Ayana Mathis’s first novel, The Twelve Tribes of Hattie, was a national bestseller and an Oprah’s Book Club 2.0 selection when it came out in 2012. Her highly anticipated follow-up, 11 years in the making, The Unsettled, is a family saga concerned with a son and his mother’s search for community and belonging. It takes readers from the rural South to Philadelphia in the 1980s, and draws from the painful history of the MOVE bombing—when the city’s police bombed a Pan-African commune, killing the adult members and three children. It’s a haunting event, and through the alchemy of fiction, Mathis explores the urge to create a community built on the highest ideals. In the excerpts below from a recent interview with Bazaar, the author discusses the longing for perfection, and why becoming a divinity student was helpful to her creative process.

“I don’t think I believe in utopia. If I could have utopia for a week, I think that’s what I could handle. I don’t think that people can manage them. And I actually don’t mean it pessimistically. What I mean is that I think that human beings are massive and complicated and confounding. Even if you were to somehow strip the world of every harmful ism that exists, there would still be complicated, strange human beings with souls who couldn’t be wrangled. It’s hard for me to imagine what a utopia would look like, because I think human beings by nature resist that sort of thing.”

“It’s like we want to be free … or do we? More than anything, I think we want to belong to something. But then there are these limitations to belonging, right?”

“I’m in divinity school. So, I think of it a lot in those terms. I’ve wanted to go to divinity school for a long time—10 or 15 years. I grew up in a super religious household, Church of Christ, kind of Pentecostal thing. I wouldn’t call myself a religious person at all. I don’t go to church. I left the church when I was a teenager, but the church never left me.”

“There’s a lot of religious references to it in the Bible. I think of the Israelites wandering in the wilderness. They’re out of Egypt; they were slaves for hundreds of years. They come out. Manna is falling down every day, and they say, ‘We’re sick of this, man. How long are we gonna be out here?’ It’s just, like … we resist.”

“I am drawn to the language that the church uses to ask questions about what it means to be alive. That language seemed to me both incredibly elegant and incredibly close to human experience. I very often will take huge issues with the answers that Christian churches come up with to those questions. The answers are not my beliefs. But the ways in which the questions are posed are elegant and profound and beautiful and very close to what it is to be a human. Why am I here? Why do I suffer? All the big questions. I think of phrases from the Psalms … ‘Do not be far from me, for there is trouble here, and no one to help.’ These ways of addressing things like grief, desolation, elation … the poetic ways biblical language does that. They’re very meaningful to me, and they often feel very true. What Christianity has done with the weapon that it is often made of the Bible, that’s a different conversation. But that has always really resonated with me.”

“I don’t know that I would call myself a believer. Sometimes the whole thing seems impossible. What I do believe in is belief. I look at the belief of my grandparents or my mother’s belief. They’re very conservative Christians, whose views I disagree with almost entirely about most things. And yet it would be beyond stupid and ignorant of me to dismiss the power of their belief and what it does for them, how it acts in their lives.”
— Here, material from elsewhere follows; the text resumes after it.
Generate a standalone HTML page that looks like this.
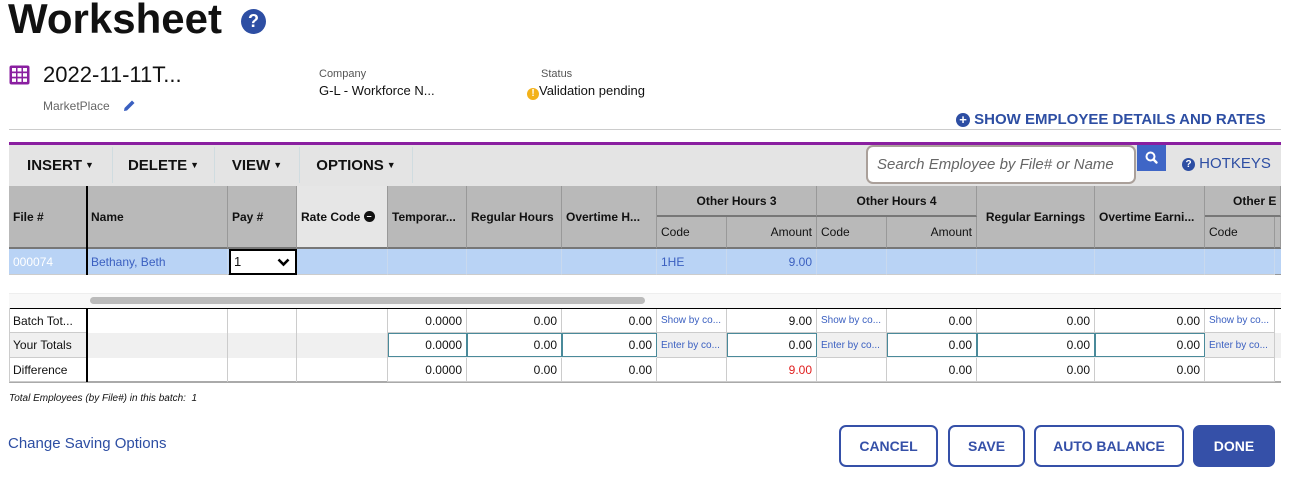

“It helps with writing novels. Writing novels is awful … horrible, horrible. And my latest one has taken eight years. When I am discouraged and thinking, What is the point of this torture show? my answer is that art, at its best, has a way of asking questions similar to the way that religious thought acts. And that I then become a part of a concert of believers and questioners. And that’s a pretty fortunate place to be—one to which I owe something, at the very least my silly little book and my sweat and tears.”

“Faith helps with the craft of writing, too. Belief entails that you think a human being is an incredible thing—incredibly awful and incredibly awesome in the truest sense of the word. If I believe that, which I do, it is always a check against superficial flat characters, against reducing people or their ideas. Human beings are capacious and massive. Massively awful, massively wonderful, massively confounding—but massive.”
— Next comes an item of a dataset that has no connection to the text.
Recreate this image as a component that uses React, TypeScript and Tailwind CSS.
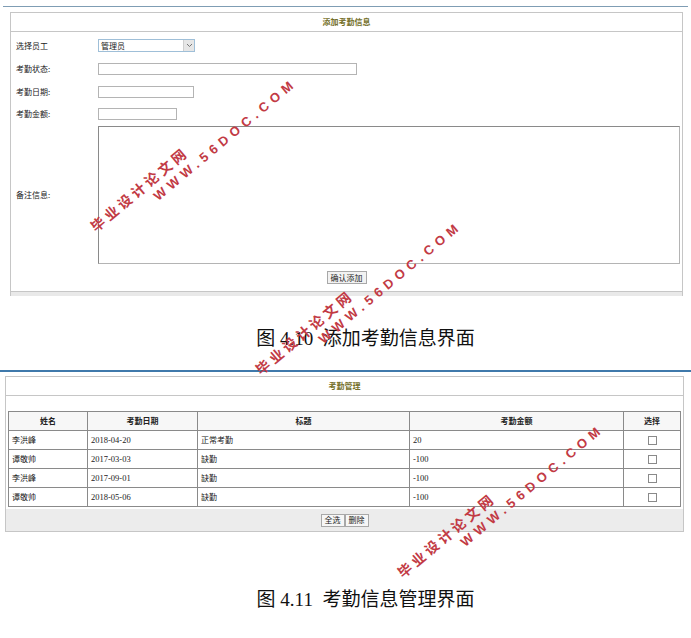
import React from 'react';

const cjk = { fontFamily: '"Noto Sans CJK SC", "Liberation Sans", sans-serif' };
const serif = { fontFamily: '"Liberation Serif", "Noto Sans CJK SC", serif' };

const rows = [
    { name: '李洪峰', date: '2018-04-20', title: '正常考勤', amount: '20' },
    { name: '谭敬帅', date: '2017-03-03', title: '缺勤', amount: '-100' },
    { name: '李洪峰', date: '2017-09-01', title: '缺勤', amount: '-100' },
    { name: '谭敬帅', date: '2018-05-06', title: '缺勤', amount: '-100' },
];

const Watermark: React.FC<{ x: number; y: number }> = ({ x, y }) => (
    <div
        className="absolute origin-top-left -rotate-[40deg] pointer-events-none text-[#c23a44] font-bold whitespace-nowrap"
        style={{ left: x, top: y }}
    >
        <div className="text-[14px] leading-[16px] tracking-[3.5px]" style={cjk}>毕业设计论文网</div>
        <div className="ml-[68px] mt-[2px] text-[13px] leading-[15px] tracking-[5px]" style={{ fontFamily: '"Liberation Sans", sans-serif' }}>
            WWW.56DOC.COM
        </div>
    </div>
);

const Input: React.FC<{ w: string }> = ({ w }) => (
    <div className={`${w} h-[12px] border border-[#b4b4b4] bg-white`} />
);

const App: React.FC = () => {
    return (
        <div className="relative w-[691px] h-[638px] overflow-hidden bg-white text-[#222]" style={cjk}>
            <div className="pt-[6px]">
                <div className="mx-[3px] h-px bg-[#7f9db4]" />

                {/* add form panel */}
                <div className="mt-[5px] ml-[10px] w-[673px] border border-b-0 border-[#c6c6c6]">
                    <div className="h-[19px] border-b border-[#c6c6c6] flex items-center justify-center text-[8px] font-bold text-[#75702a]">
                        添加考勤信息
                    </div>
                    <div className="pt-[2px] text-[8px]">
                        <div className="flex items-center h-[23px]">
                            <div className="w-[87px] pl-[5px]">选择员工</div>
                            <div className="w-[97px] h-[13px] border border-[#9fbfd8] bg-white flex items-center justify-between">
                                <span className="pl-[2px] leading-none">管理员</span>
                                <span className="w-[11px] h-full bg-[#e6e6e6] border-l border-[#cfcfcf] flex items-center justify-center">
                                    <svg width="7" height="5" viewBox="0 0 7 5">
                                        <path d="M1 1l2.5 2.5L6 1" fill="none" stroke="#777" strokeWidth="1" />
                                    </svg>
                                </span>
                            </div>
                        </div>
                        <div className="flex items-center h-[23px]">
                            <div className="w-[87px] pl-[5px]">考勤状态:</div>
                            <Input w="w-[259px]" />
                        </div>
                        <div className="flex items-center h-[23px]">
                            <div className="w-[87px] pl-[5px]">考勤日期:</div>
                            <Input w="w-[96px]" />
                        </div>
                        <div className="flex items-center h-[22px]">
                            <div className="w-[87px] pl-[5px]">考勤金额:</div>
                            <Input w="w-[79px]" />
                        </div>
                        <div className="flex items-center mt-[1px]">
                            <div className="w-[87px] pl-[5px]">备注信息:</div>
                            <div className="w-[582px] h-[138px] border border-[#b4b4b4] border-t-[#8a8a8a] border-l-[#8a8a8a] bg-white" />
                        </div>
                        <div className="flex justify-center pt-[7px] pb-[7px]">
                            <div className="h-[13px] px-[3px] border border-[#a8a8a8] bg-[#f2f2f2] flex items-center leading-none">确认添加</div>
                        </div>
                    </div>
                    <div className="h-[5px] border-t border-[#c6c6c6] bg-[#e9e9e9]" />
                </div>

                <div className="mt-[33px] flex justify-center">
                    <div className="text-[19px] leading-[20px] pl-[40px] text-[#111]" style={serif}>
                        图 4.10&nbsp; 添加考勤信息界面
                    </div>
                </div>

                <div className="mt-[21px] h-[2px] bg-[#3f79ab]" />

                {/* manage panel */}
                <div className="mt-[4px] ml-[5px] w-[679px] border border-[#c6c6c6]">
                    <div className="h-[19px] border-b border-[#c6c6c6] flex items-center justify-center text-[8px] font-bold text-[#75702a]">
                        考勤管理
                    </div>
                    <div className="pt-[15px] pl-[2px]">
                        <table className="w-[672px] border-collapse border border-[#8a8a8a] text-[8px] table-fixed">
                            <colgroup>
                                <col className="w-[79px]" />
                                <col className="w-[110px]" />
                                <col className="w-[212px]" />
                                <col className="w-[214px]" />
                                <col className="w-[57px]" />
                            </colgroup>
                            <thead>
                                <tr className="h-[19px] bg-[#f7f7f7]">
                                    {['姓名', '考勤日期', '标题', '考勤金额', '选择'].map((h) => (
                                        <th key={h} className="border border-[#8a8a8a] font-bold text-center">{h}</th>
                                    ))}
                                </tr>
                            </thead>
                            <tbody>
                                {rows.map((r, i) => (
                                    <tr key={i} className="h-[19px]">
                                        <td className="border border-[#8a8a8a] pl-[3px]">{r.name}</td>
                                        <td className="border border-[#8a8a8a] pl-[3px] text-[8.5px]" style={serif}>{r.date}</td>
                                        <td className="border border-[#8a8a8a] pl-[3px]">{r.title}</td>
                                        <td className="border border-[#8a8a8a] pl-[3px] text-[8.5px]" style={serif}>{r.amount}</td>
                                        <td className="border border-[#8a8a8a]">
                                            <div className="mx-auto w-[9px] h-[9px] border border-[#8a8a8a] bg-white" />
                                        </td>
                                    </tr>
                                ))}
                            </tbody>
                        </table>
                    </div>
                    <div className="mt-[2px] h-[22px] bg-[#ececec] flex items-center justify-center text-[8px]">
                        <div className="h-[13px] px-[3px] border border-[#a8a8a8] bg-[#f6f6f6] flex items-center leading-none">全选</div>
                        <div className="h-[13px] px-[3px] border border-[#a8a8a8] bg-[#f6f6f6] flex items-center leading-none">删除</div>
                    </div>
                </div>

                <div className="mt-[58px] flex justify-center">
                    <div className="text-[19px] leading-[20px] pl-[40px] text-[#111]" style={serif}>
                        图 4.11&nbsp; 考勤信息管理界面
                    </div>
                </div>
            </div>

            <Watermark x={87} y={222} />
            <Watermark x={252} y={365} />
            <Watermark x={394} y={568} />
        </div>
    );
};

export default App;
“The main character of my novel, Ava, she’s in a really bad place for the first half of the novel, and she ends up in a bad place at the end of the novel. But I think in the middle, she experiences something that is like what she was looking for. She wanted to feel transcendence, and that transcendence may not look like what other people would say is healthy or happy. When she becomes involved with this radical group and its leader, Cass, there is this fulfillment, this thing that she was searching for. It doesn’t turn out so happy. But I don’t think that reduces her to a vector of pain.”

“What I try to do is consider a person in their entirety. It is dishonest to essentialize that person into a pained body or to essentialize that history into a pained body. And it is equally dishonest to pretend the pain doesn’t exist. The only way that I have figured out to do this is to make people in some way comprehensive. The pain exists with whatever else that they are, which I think is the reality of what a human being is.”

“In both of my novels, I am thinking about large societal movements and currents and they are, I hope, always located inside of a body and a person. I’m very interested in how people are living on what we might call a margin. They have a very different metric for how they understand themselves. That sort of widening is part of the project of the books. To try and pry open the narrow margins of what we decide is happy, what is dysfunctional, what is functional—all of these things have different definitions. What I have tried to do is rethink what we might say is a fulfilling experience of life.”